GSLB distributes traffic across multiple data centers or regions worldwide.

  Global Server Load Balancing:
  
  User (Tokyo) --> DNS Query: api.example.com
                       |
                       v
                  GSLB DNS Server
                  "User is in Asia-Pacific"
                  "US-East datacenter: healthy, 150ms"
                  "EU-West datacenter: healthy, 200ms"
                  "AP-Southeast datacenter: healthy, 10ms"  <-- closest
                       |
                       v
                  Return IP of AP-Southeast datacenter
                       |
                       v
  User (Tokyo) --> AP-Southeast Load Balancer --> Servers

GSLB Routing Strategies

StrategyHow It WorksBest For
GeographicRoute to nearest regionLatency-sensitive apps
Latency-basedRoute to fastest region (measured)Performance optimization
FailoverRoute to primary; switch to backup on failureDisaster recovery
WeightedDistribute % of traffic across regionsGradual migration, canary
Round Robin (DNS)Rotate DNS across regionsBasic multi-region

DNS-Based vs Anycast

DNS-Based GSLB:

User --> DNS --> Returns regional IP --> User connects to regional LB
                TTL=60s

Pros: Fine-grained control, weighted routing
Cons: DNS caching delays failover, TTL compliance varies

Anycast:

User --> Same IP globally --> BGP routes to nearest PoP

Pros: Instant failover, no DNS TTL issues
Cons: Less control over routing, BGP convergence time

Load Balancer in System Architecture

Common Architecture Patterns

Pattern 1: Single LB (Simple)

  Internet --> LB --> [Server 1, Server 2, Server 3]

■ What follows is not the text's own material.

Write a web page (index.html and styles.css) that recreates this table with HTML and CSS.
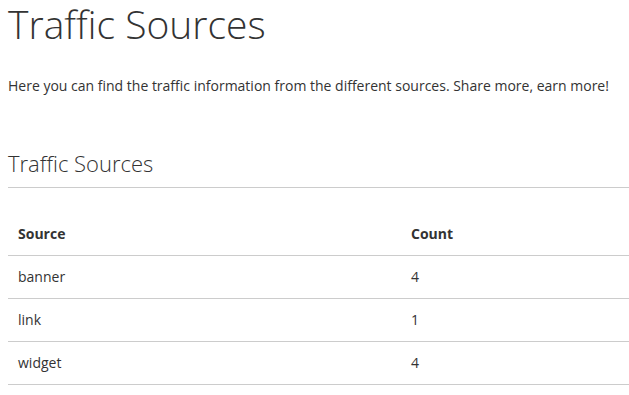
FILE: index.html
```html
<!DOCTYPE html>
<html>
<head>
<meta charset="utf-8">
<link rel="stylesheet" href="styles.css">
</head>
<body>
<div class="page">
  <h1 class="title">Traffic Sources</h1>
  <p class="intro">Here you can find the traffic information from the different sources. Share more, earn more!</p>
  <h2 class="section">Traffic Sources</h2>
  <table class="data">
    <thead>
      <tr><th class="col-source">Source</th><th class="col-count">Count</th></tr>
    </thead>
    <tbody>
      <tr><td>banner</td><td>4</td></tr>
      <tr><td>link</td><td>1</td></tr>
      <tr><td>widget</td><td>4</td></tr>
    </tbody>
  </table>
</div>
</body>
</html>
```

FILE: styles.css
```css
html, body {
  margin: 0;
  padding: 0;
  background: #fff;
}
body {
  font-family: "Open Sans", "Liberation Sans", sans-serif;
  color: #333;
  overflow-x: hidden;
}
.page {
  padding: 0 0 0 8px;
}
.title {
  font-weight: 300;
  font-size: 39px;
  line-height: 48px;
  margin: 0;
}
.intro {
  font-size: 14px;
  line-height: 20px;
  margin: 28px 0 0 0;
}
.section {
  font-weight: 300;
  font-size: 22px;
  line-height: 30px;
  margin: 52px 0 0 0;
  padding-bottom: 9px;
  border-bottom: 1px solid #ccc;
}
.data {
  width: 100%;
  border-collapse: collapse;
  margin-top: 25px;
  font-size: 14px;
}
.data th, .data td {
  text-align: left;
  padding: 10px 10px;
  line-height: 22px;
  border-bottom: 1px solid #ccc;
}
.data th {
  font-weight: 700;
}
.col-source {
  width: 373px;
}
```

Pattern 2: LB Pair with Failover (HA)

  Internet --> Active LB -----> [Servers]
                  |
              Heartbeat
                  |
               Standby LB (takes over if active fails)

Pattern 3: Multi-Tier LB (Large Scale)

  Internet --> L4 LB (NLB) --> L7 LB (ALB) --> [API Servers]
                            --> L7 LB (ALB) --> [Web Servers]
                            --> L7 LB (ALB) --> [Static Servers]

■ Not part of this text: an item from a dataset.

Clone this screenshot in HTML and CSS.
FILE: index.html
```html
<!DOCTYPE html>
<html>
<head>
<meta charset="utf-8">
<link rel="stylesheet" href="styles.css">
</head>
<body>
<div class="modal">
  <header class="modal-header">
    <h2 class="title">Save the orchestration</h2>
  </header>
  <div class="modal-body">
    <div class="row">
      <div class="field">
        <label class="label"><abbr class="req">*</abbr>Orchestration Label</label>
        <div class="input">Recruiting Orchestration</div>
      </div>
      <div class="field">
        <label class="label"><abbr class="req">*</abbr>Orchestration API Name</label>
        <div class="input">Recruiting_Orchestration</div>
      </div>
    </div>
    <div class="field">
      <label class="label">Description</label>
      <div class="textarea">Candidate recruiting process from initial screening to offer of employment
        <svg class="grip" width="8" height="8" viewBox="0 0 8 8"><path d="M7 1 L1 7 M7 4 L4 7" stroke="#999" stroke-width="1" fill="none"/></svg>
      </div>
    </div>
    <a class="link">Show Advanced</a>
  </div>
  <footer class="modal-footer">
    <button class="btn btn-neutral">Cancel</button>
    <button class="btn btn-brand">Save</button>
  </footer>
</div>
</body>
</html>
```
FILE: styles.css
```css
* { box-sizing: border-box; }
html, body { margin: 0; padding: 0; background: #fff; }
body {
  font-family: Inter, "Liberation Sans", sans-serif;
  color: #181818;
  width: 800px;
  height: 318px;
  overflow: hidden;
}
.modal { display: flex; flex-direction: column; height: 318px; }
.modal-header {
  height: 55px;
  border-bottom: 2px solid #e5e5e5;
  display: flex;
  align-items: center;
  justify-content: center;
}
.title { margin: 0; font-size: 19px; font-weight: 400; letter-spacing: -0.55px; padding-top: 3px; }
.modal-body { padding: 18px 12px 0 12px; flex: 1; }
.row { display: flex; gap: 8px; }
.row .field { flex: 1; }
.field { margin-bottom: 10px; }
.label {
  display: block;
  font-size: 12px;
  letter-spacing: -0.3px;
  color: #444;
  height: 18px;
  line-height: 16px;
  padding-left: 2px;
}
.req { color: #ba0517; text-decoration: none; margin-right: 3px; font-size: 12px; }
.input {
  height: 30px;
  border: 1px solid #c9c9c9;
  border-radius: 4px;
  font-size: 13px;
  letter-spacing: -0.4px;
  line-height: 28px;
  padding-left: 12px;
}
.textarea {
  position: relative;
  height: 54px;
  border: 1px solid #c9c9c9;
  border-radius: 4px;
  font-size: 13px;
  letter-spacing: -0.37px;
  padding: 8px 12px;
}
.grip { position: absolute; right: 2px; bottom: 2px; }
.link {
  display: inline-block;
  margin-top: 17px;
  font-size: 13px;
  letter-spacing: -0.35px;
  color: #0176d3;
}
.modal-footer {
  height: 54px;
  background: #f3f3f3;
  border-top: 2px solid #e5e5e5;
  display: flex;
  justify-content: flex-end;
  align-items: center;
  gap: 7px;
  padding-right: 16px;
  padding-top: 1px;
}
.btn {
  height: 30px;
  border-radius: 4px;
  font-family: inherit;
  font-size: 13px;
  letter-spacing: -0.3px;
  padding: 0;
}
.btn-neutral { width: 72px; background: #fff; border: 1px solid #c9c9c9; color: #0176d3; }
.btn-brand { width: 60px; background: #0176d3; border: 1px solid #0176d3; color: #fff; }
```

Pattern 4: Service Mesh (Microservices)

  Service A --> Sidecar Proxy (Envoy) --> Service B
  Service A --> Sidecar Proxy (Envoy) --> Service C
  
  Each service has its own proxy that handles load balancing,
  retries, circuit breaking, and observability.
  No central load balancer needed for east-west traffic.

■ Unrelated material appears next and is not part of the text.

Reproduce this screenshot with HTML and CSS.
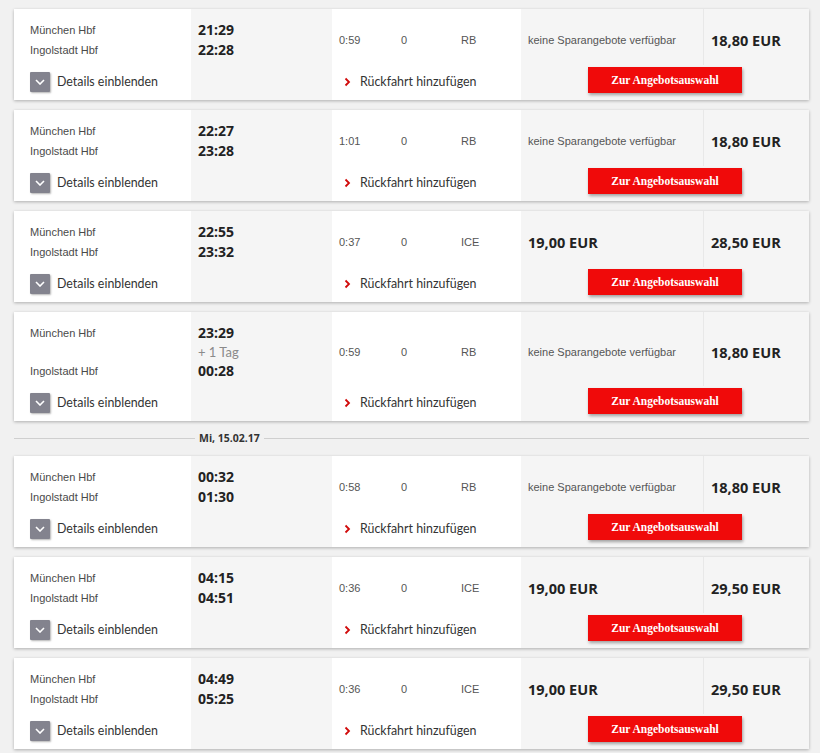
FILE: index.html
```html
<!DOCTYPE html>
<html lang="de">
<head>
    <meta charset="UTF-8">
    <meta name="viewport" content="width=device-width, initial-scale=1.0">
    <title>Verbindungen | München Hbf – Ingolstadt Hbf</title>
    <link rel="stylesheet" href="styles.css">
</head>
<body>

<div class="results">

    <!-- 21:29 -->
    <div class="card">
        <div class="stations">
            <div class="line">München Hbf</div>
            <div class="line">Ingolstadt Hbf</div>
        </div>
        <div class="times">
            <div class="line">21:29</div>
            <div class="line">22:28</div>
        </div>
        <div class="info">
            <span class="dur">0:59</span><span class="chg">0</span><span class="prod">RB</span>
        </div>
        <div class="fare"><span class="none">keine Sparangebote verfügbar</span></div>
        <div class="fare flex"><span class="price">18,80 EUR</span></div>
        <div class="details"><span class="toggle"><svg width="10" height="6" viewBox="0 0 10 6"><path d="M1 1 L5 5 L9 1" fill="none" stroke="#fff" stroke-width="1.6"/></svg></span>Details einblenden</div>
        <div class="return"><svg width="7" height="10" viewBox="0 0 7 10"><path d="M1.5 1.5 L5 5 L1.5 8.5" fill="none" stroke="#d10a0a" stroke-width="1.8"/></svg>Rückfahrt hinzufügen</div>
        <div class="action"><button class="offer-btn">Zur Angebotsauswahl</button></div>
    </div>

    <!-- 22:27 -->
    <div class="card">
        <div class="stations">
            <div class="line">München Hbf</div>
            <div class="line">Ingolstadt Hbf</div>
        </div>
        <div class="times">
            <div class="line">22:27</div>
            <div class="line">23:28</div>
        </div>
        <div class="info">
            <span class="dur">1:01</span><span class="chg">0</span><span class="prod">RB</span>
        </div>
        <div class="fare"><span class="none">keine Sparangebote verfügbar</span></div>
        <div class="fare flex"><span class="price">18,80 EUR</span></div>
        <div class="details"><span class="toggle"><svg width="10" height="6" viewBox="0 0 10 6"><path d="M1 1 L5 5 L9 1" fill="none" stroke="#fff" stroke-width="1.6"/></svg></span>Details einblenden</div>
        <div class="return"><svg width="7" height="10" viewBox="0 0 7 10"><path d="M1.5 1.5 L5 5 L1.5 8.5" fill="none" stroke="#d10a0a" stroke-width="1.8"/></svg>Rückfahrt hinzufügen</div>
        <div class="action"><button class="offer-btn">Zur Angebotsauswahl</button></div>
    </div>

    <!-- 22:55 -->
    <div class="card">
        <div class="stations">
            <div class="line">München Hbf</div>
            <div class="line">Ingolstadt Hbf</div>
        </div>
        <div class="times">
            <div class="line">22:55</div>
            <div class="line">23:32</div>
        </div>
        <div class="info">
            <span class="dur">0:37</span><span class="chg">0</span><span class="prod">ICE</span>
        </div>
        <div class="fare"><span class="price">19,00 EUR</span></div>
        <div class="fare flex"><span class="price">28,50 EUR</span></div>
        <div class="details"><span class="toggle"><svg width="10" height="6" viewBox="0 0 10 6"><path d="M1 1 L5 5 L9 1" fill="none" stroke="#fff" stroke-width="1.6"/></svg></span>Details einblenden</div>
        <div class="return"><svg width="7" height="10" viewBox="0 0 7 10"><path d="M1.5 1.5 L5 5 L1.5 8.5" fill="none" stroke="#d10a0a" stroke-width="1.8"/></svg>Rückfahrt hinzufügen</div>
        <div class="action"><button class="offer-btn">Zur Angebotsauswahl</button></div>
    </div>

    <!-- 23:29, next day -->
    <div class="card">
        <div class="stations">
            <div class="line">München Hbf</div>
            <div class="line small"></div>
            <div class="line">Ingolstadt Hbf</div>
        </div>
        <div class="times">
            <div class="line">23:29</div>
            <div class="line small next-day">+ 1 Tag</div>
            <div class="line">00:28</div>
        </div>
        <div class="info">
            <span class="dur">0:59</span><span class="chg">0</span><span class="prod">RB</span>
        </div>
        <div class="fare"><span class="none">keine Sparangebote verfügbar</span></div>
        <div class="fare flex"><span class="price">18,80 EUR</span></div>
        <div class="details"><span class="toggle"><svg width="10" height="6" viewBox="0 0 10 6"><path d="M1 1 L5 5 L9 1" fill="none" stroke="#fff" stroke-width="1.6"/></svg></span>Details einblenden</div>
        <div class="return"><svg width="7" height="10" viewBox="0 0 7 10"><path d="M1.5 1.5 L5 5 L1.5 8.5" fill="none" stroke="#d10a0a" stroke-width="1.8"/></svg>Rückfahrt hinzufügen</div>
        <div class="action"><button class="offer-btn">Zur Angebotsauswahl</button></div>
    </div>

    <div class="day-divider"><span>Mi, 15.02.17</span></div>

    <!-- 00:32 -->
    <div class="card">
        <div class="stations">
            <div class="line">München Hbf</div>
            <div class="line">Ingolstadt Hbf</div>
        </div>
        <div class="times">
            <div class="line">00:32</div>
            <div class="line">01:30</div>
        </div>
        <div class="info">
            <span class="dur">0:58</span><span class="chg">0</span><span class="prod">RB</span>
        </div>
        <div class="fare"><span class="none">keine Sparangebote verfügbar</span></div>
        <div class="fare flex"><span class="price">18,80 EUR</span></div>
        <div class="details"><span class="toggle"><svg width="10" height="6" viewBox="0 0 10 6"><path d="M1 1 L5 5 L9 1" fill="none" stroke="#fff" stroke-width="1.6"/></svg></span>Details einblenden</div>
        <div class="return"><svg width="7" height="10" viewBox="0 0 7 10"><path d="M1.5 1.5 L5 5 L1.5 8.5" fill="none" stroke="#d10a0a" stroke-width="1.8"/></svg>Rückfahrt hinzufügen</div>
        <div class="action"><button class="offer-btn">Zur Angebotsauswahl</button></div>
    </div>

    <!-- 04:15 -->
    <div class="card">
        <div class="stations">
            <div class="line">München Hbf</div>
            <div class="line">Ingolstadt Hbf</div>
        </div>
        <div class="times">
            <div class="line">04:15</div>
            <div class="line">04:51</div>
        </div>
        <div class="info">
            <span class="dur">0:36</span><span class="chg">0</span><span class="prod">ICE</span>
        </div>
        <div class="fare"><span class="price">19,00 EUR</span></div>
        <div class="fare flex"><span class="price">29,50 EUR</span></div>
        <div class="details"><span class="toggle"><svg width="10" height="6" viewBox="0 0 10 6"><path d="M1 1 L5 5 L9 1" fill="none" stroke="#fff" stroke-width="1.6"/></svg></span>Details einblenden</div>
        <div class="return"><svg width="7" height="10" viewBox="0 0 7 10"><path d="M1.5 1.5 L5 5 L1.5 8.5" fill="none" stroke="#d10a0a" stroke-width="1.8"/></svg>Rückfahrt hinzufügen</div>
        <div class="action"><button class="offer-btn">Zur Angebotsauswahl</button></div>
    </div>

    <!-- 04:49 -->
    <div class="card">
        <div class="stations">
            <div class="line">München Hbf</div>
            <div class="line">Ingolstadt Hbf</div>
        </div>
        <div class="times">
            <div class="line">04:49</div>
            <div class="line">05:25</div>
        </div>
        <div class="info">
            <span class="dur">0:36</span><span class="chg">0</span><span class="prod">ICE</span>
        </div>
        <div class="fare"><span class="price">19,00 EUR</span></div>
        <div class="fare flex"><span class="price">29,50 EUR</span></div>
        <div class="details"><span class="toggle"><svg width="10" height="6" viewBox="0 0 10 6"><path d="M1 1 L5 5 L9 1" fill="none" stroke="#fff" stroke-width="1.6"/></svg></span>Details einblenden</div>
        <div class="return"><svg width="7" height="10" viewBox="0 0 7 10"><path d="M1.5 1.5 L5 5 L1.5 8.5" fill="none" stroke="#d10a0a" stroke-width="1.8"/></svg>Rückfahrt hinzufügen</div>
        <div class="action"><button class="offer-btn">Zur Angebotsauswahl</button></div>
    </div>

</div>

</body>
</html>
```

FILE: styles.css
```css
* {
    margin: 0;
    padding: 0;
    box-sizing: border-box;
}

body {
    font-family: 'Liberation Sans', Arial, sans-serif;
    background: #f1f1f1;
    color: #333;
    padding: 9px 11px 10px 14px;
}

.results {
    display: flex;
    flex-direction: column;
    gap: 10px;
}

/* Connection card */
.card {
    display: grid;
    grid-template-columns: 177px 141px 189px 182px 106px;
    grid-template-rows: auto 35px;
    background: #fff;
    box-shadow: 0 1px 3px rgba(0, 0, 0, 0.28);
}

.line {
    height: 20px;
    line-height: 20px;
}

.line.small {
    height: 18px;
    line-height: 18px;
}

.stations {
    grid-column: 1;
    grid-row: 1;
    padding: 11px 0 5px 16px;
    font-size: 11px;
    color: #4a4a4a;
}

.times {
    grid-column: 2;
    grid-row: 1 / 3;
    background: #f5f5f5;
    padding: 11px 0 0 7px;
    font-family: 'Open Sans', sans-serif;
    font-weight: 700;
    font-size: 14px;
    color: #222;
}

.times .next-day {
    font-family: 'Lato', sans-serif;
    font-weight: 400;
    font-size: 13px;
    color: #8a8a8a;
}

.info {
    grid-column: 3;
    grid-row: 1;
    display: flex;
    align-items: center;
    padding: 6px 0 0 7px;
    font-size: 11px;
    color: #555;
}

.info .dur {
    width: 62px;
}

.info .chg {
    width: 60px;
}

.fare {
    grid-row: 1;
    background: #f5f5f5;
    display: flex;
    align-items: center;
    padding: 6px 0 0 7px;
}

.fare.flex {
    border-left: 1px solid #e8e8e8;
    padding-left: 7px;
}

.fare .none {
    font-size: 11px;
    color: #555;
}

.fare .price {
    font-family: 'Open Sans', sans-serif;
    font-weight: 700;
    font-size: 14.5px;
    color: #222;
}

/* Bottom row */
.details {
    grid-column: 1;
    grid-row: 2;
    display: flex;
    align-items: center;
    padding: 0 0 2px 16px;
    font-family: 'Lato', sans-serif;
    font-size: 12.4px;
    color: #333;
}

.toggle {
    width: 20px;
    height: 20px;
    margin-right: 7px;
    background: #83838e;
    border-radius: 1px;
    box-shadow: 1px 1px 2px rgba(0, 0, 0, 0.3);
    display: flex;
    align-items: center;
    justify-content: center;
}

.return {
    grid-column: 3;
    grid-row: 2;
    display: flex;
    align-items: center;
    gap: 9px;
    padding: 0 0 2px 12px;
    font-family: 'Lato', sans-serif;
    font-size: 12.4px;
    color: #333;
}

.action {
    grid-column: 4 / 6;
    grid-row: 2;
    background: #f5f5f5;
    display: flex;
    justify-content: center;
    align-items: flex-start;
    padding-top: 2px;
}

.offer-btn {
    width: 154px;
    height: 26px;
    border: none;
    background: #f00a0a;
    color: #fff;
    font-family: 'Liberation Serif', 'Times New Roman', serif;
    font-weight: 700;
    font-size: 11.5px;
    box-shadow: 1px 2px 3px rgba(0, 0, 0, 0.35);
    cursor: pointer;
}

/* Date divider */
.day-divider {
    height: 15px;
    position: relative;
    display: flex;
    align-items: center;
}

.day-divider::before {
    content: "";
    flex: 1;
    height: 1px;
    background: #cfcfcf;
}

.day-divider span {
    position: absolute;
    left: 181px;
    top: -1px;
    line-height: 16px;
    padding: 0 4px;
    background: #f1f1f1;
    font-family: 'Open Sans', sans-serif;
    font-weight: 700;
    font-size: 10.5px;
    color: #333;
}
```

Load Balancer as Single Point of Failure

  Problem: LB itself can fail
  
  Solution 1: Active-Passive (VRRP/Keepalived)
  +----------+     +----------+
  | Active   |<--->| Passive  |
  | LB       |     | LB       |
  +-----+----+     +-----+----+
        |                |
  Virtual IP (VIP) floats between them
  
  Solution 2: DNS Round Robin to multiple LBs
  api.example.com --> 10.0.0.1 (LB1)
                  --> 10.0.0.2 (LB2)
  
  Solution 3: Cloud-managed LB (AWS ALB/NLB)
  AWS manages redundancy automatically across AZs

Load Balancer Technologies

TechnologyTypeLayerBest For
AWS ALBCloudL7HTTP/HTTPS, microservices
AWS NLBCloudL4High throughput TCP/UDP
NginxSoftwareL4/L7Web servers, reverse proxy
HAProxySoftwareL4/L7High-performance load balancing
EnvoySoftwareL7Service mesh, gRPC
F5 BIG-IPHardwareL4/L7Enterprise, on-premise
Cloudflare LBCloudL7Global load balancing
TraefikSoftwareL7Container-native, auto-discovery

Key Takeaways

  1. Layer 4 is for raw TCP/UDP performance; Layer 7 is for content-aware routing
  2. Round robin is the simplest algorithm; least connections adapts to variable loads
  3. Consistent hashing minimizes disruption when servers change -- essential for caches
  4. Health checks are non-negotiable -- unhealthy servers must be removed automatically
  5. Avoid sticky sessions -- prefer stateless servers with shared session storage
  6. GSLB distributes traffic globally using DNS or Anycast
  7. The LB itself must be highly available -- use active-passive pairs or cloud-managed LBs
  8. In interviews, always mention which layer and algorithm you would choose, and why

Explain-It Challenge

"You are designing a video streaming service that serves 1 million concurrent viewers worldwide. The service has a mix of live streams (latency-sensitive, WebSocket-based) and on-demand videos (HTTP-based, cacheable). Design the load balancing strategy at every layer: global routing, regional load balancing, and service-level routing. Explain your choice of algorithm at each layer."